(Business in Cameroon) – Between January and September 2024, the Cameroon Development Corporation (CDC), the state-run agro-industrial company, exported only 22,640 tons of bananas. According to data from the Cameroon Banana Association (Assobacam), this figure is more than three times lower than the 75,894 tons exported during the same period in 2016, when the Anglophone crisis began in the Northwest and Southwest regions.
In 2017, one year after the crisis started, the CDC still managed to export nearly 74,000 tons of bananas by the end of September, averaging over 8,000 tons per month. Before stopping activities in September 2018 due to violence against its employees by separatist militants, the CDC had already reported exports of 34,994 tons by the end of August, which was over 12,000 tons more than the 22,640 tons shipped internationally by the end of September 2024.
Assobacam’s data highlights the ongoing difficulties faced by the company, eight years into the Anglophone crisis. Despite gradually boosting production, the company is still grappling with the severe impact of socio-political tensions in the country’s Anglophone regions.

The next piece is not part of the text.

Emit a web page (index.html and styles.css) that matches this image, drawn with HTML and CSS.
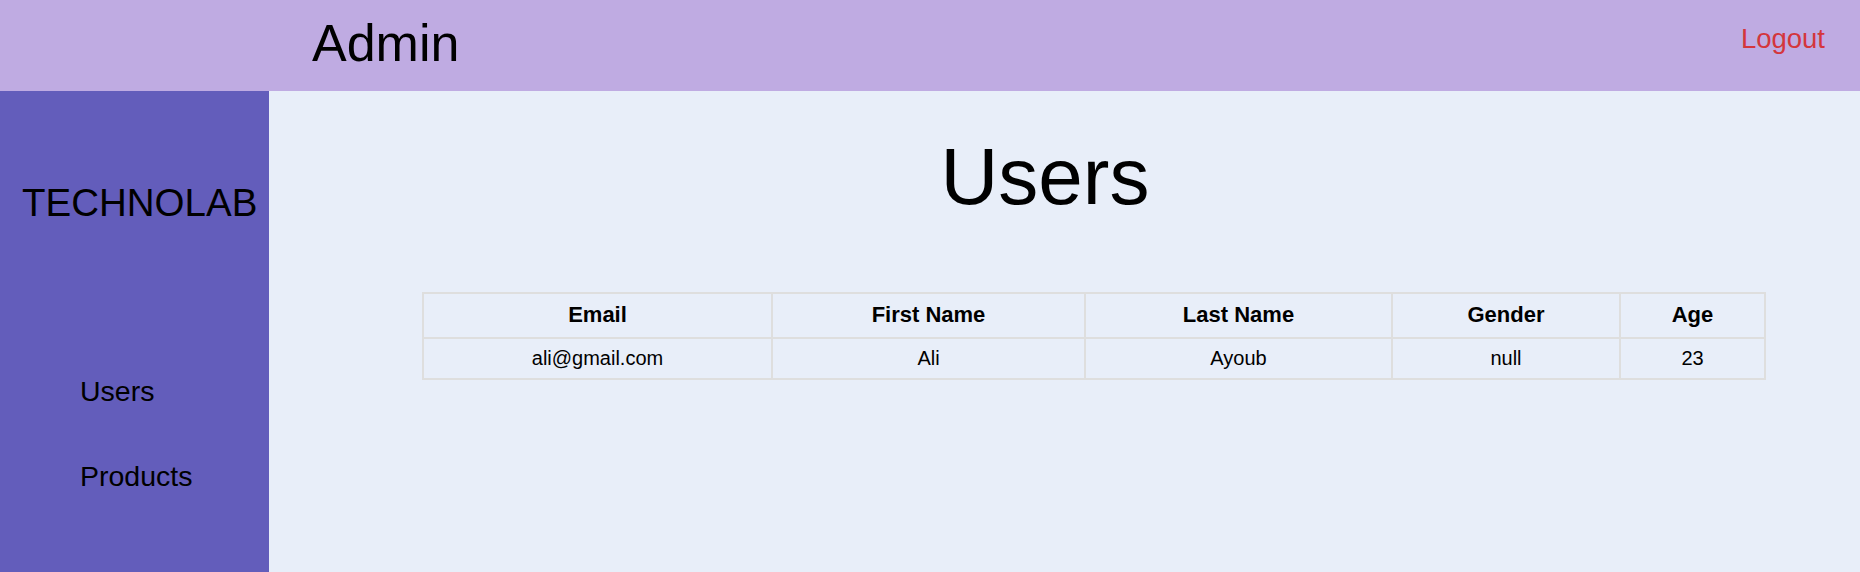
FILE: index.html
```html
<!DOCTYPE html>
<html lang="en">
<head>
<meta charset="utf-8">
<title>Admin - Users</title>
<link rel="stylesheet" href="styles.css">
</head>
<body>
<div class="app">
  <header class="topbar">
    <div class="topbar-title">Admin</div>
    <a class="logout" href="#">Logout</a>
  </header>
  <div class="body">
    <aside class="sidebar">
      <div class="brand">TECHNOLAB</div>
      <nav class="nav">
        <a class="nav-link" href="#">Users</a>
        <a class="nav-link" href="#">Products</a>
      </nav>
    </aside>
    <main class="main">
      <h1 class="page-title">Users</h1>
      <div class="table-wrap">
        <table class="users-table">
          <thead>
            <tr>
              <th class="c-email">Email</th>
              <th class="c-first">First Name</th>
              <th class="c-last">Last Name</th>
              <th class="c-gender">Gender</th>
              <th class="c-age">Age</th>
            </tr>
          </thead>
          <tbody>
            <tr>
              <td>ali@gmail.com</td>
              <td>Ali</td>
              <td>Ayoub</td>
              <td>null</td>
              <td>23</td>
            </tr>
          </tbody>
        </table>
      </div>
    </main>
  </div>
</div>
</body>
</html>
```

FILE: styles.css
```css
* { box-sizing: border-box; }

html, body {
  margin: 0;
  padding: 0;
  height: 100%;
}

body {
  font-family: "Liberation Sans", Arial, sans-serif;
  color: #000;
  background: #e8eef9;
}

.app {
  display: flex;
  flex-direction: column;
  height: 100vh;
}

.topbar {
  height: 91px;
  flex: 0 0 91px;
  background: #bfabe2;
  display: flex;
  align-items: flex-start;
  justify-content: space-between;
  padding: 0 35px 0 312px;
}

.topbar-title {
  font-size: 52px;
  line-height: 60px;
  margin-top: 13px;
}

.logout {
  font-size: 27.5px;
  line-height: 32px;
  margin-top: 23px;
  color: #d4363c;
  text-decoration: none;
}

.body {
  flex: 1;
  display: flex;
  min-height: 0;
}

.sidebar {
  width: 269px;
  flex: 0 0 269px;
  background: #635dbb;
  padding: 90px 0 0 22px;
}

.brand {
  font-size: 38.5px;
  line-height: 43px;
  white-space: nowrap;
}

.nav {
  display: flex;
  flex-direction: column;
  gap: 53px;
  margin-top: 151px;
  padding-left: 58px;
}

.nav-link {
  font-size: 28.5px;
  line-height: 32px;
  color: #000;
  text-decoration: none;
}

.main {
  flex: 1;
  display: flex;
  flex-direction: column;
}

.page-title {
  margin: 40px 39px 69px 0;
  font-size: 80px;
  line-height: 92px;
  font-weight: normal;
  text-align: center;
}

.table-wrap {
  padding: 0 94px 0 153px;
}

.users-table {
  width: 100%;
  border-collapse: separate;
  border-spacing: 0;
  border-top: 2px solid #dedede;
  border-left: 2px solid #dedede;
}

.users-table th,
.users-table td {
  border-right: 2px solid #dedede;
  border-bottom: 2px solid #dedede;
  text-align: center;
}

.users-table th {
  font-size: 22px;
  line-height: 25px;
  font-weight: bold;
  padding: 8px 4px 10px;
}

.users-table td {
  font-size: 20px;
  line-height: 23px;
  padding: 8px 4px;
}

.c-email { width: 349px; }
.c-first { width: 313px; }
.c-last { width: 307px; }
.c-gender { width: 228px; }
.c-age { width: 145px; }
```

Between 2019 and 2021, the CDC accumulated losses of CFA38.7 billion, and by June 30, 2023, the company had salary arrears of CFA35.7 billion, according to the Technical Commission for the Rehabilitation of Public and Parastatal Enterprises (CTR). The CDC remains the hardest-hit company by the separatist conflict in the Southwest and Northwest regions.
The crisis has led to the destruction of company facilities, the killing of employees, and the forced desertion of plantations by staff under separatist threats. As a result, approximately 5,500 jobs have been lost at the CDC, which is the second-largest employer in Cameroon after the public sector. Despite this challenging environment, the CDC has been making slow progress in recovering, with operations gradually resuming in some plantations abandoned due to insecurity.
At the start of 2019, Franklin Ngoni Njie, the CDC’s general manager, estimated that the company needed CFA29 billion in financial support to recover from the Anglophone crisis. However, this funding has been difficult for the state, the company’s sole shareholder, to secure.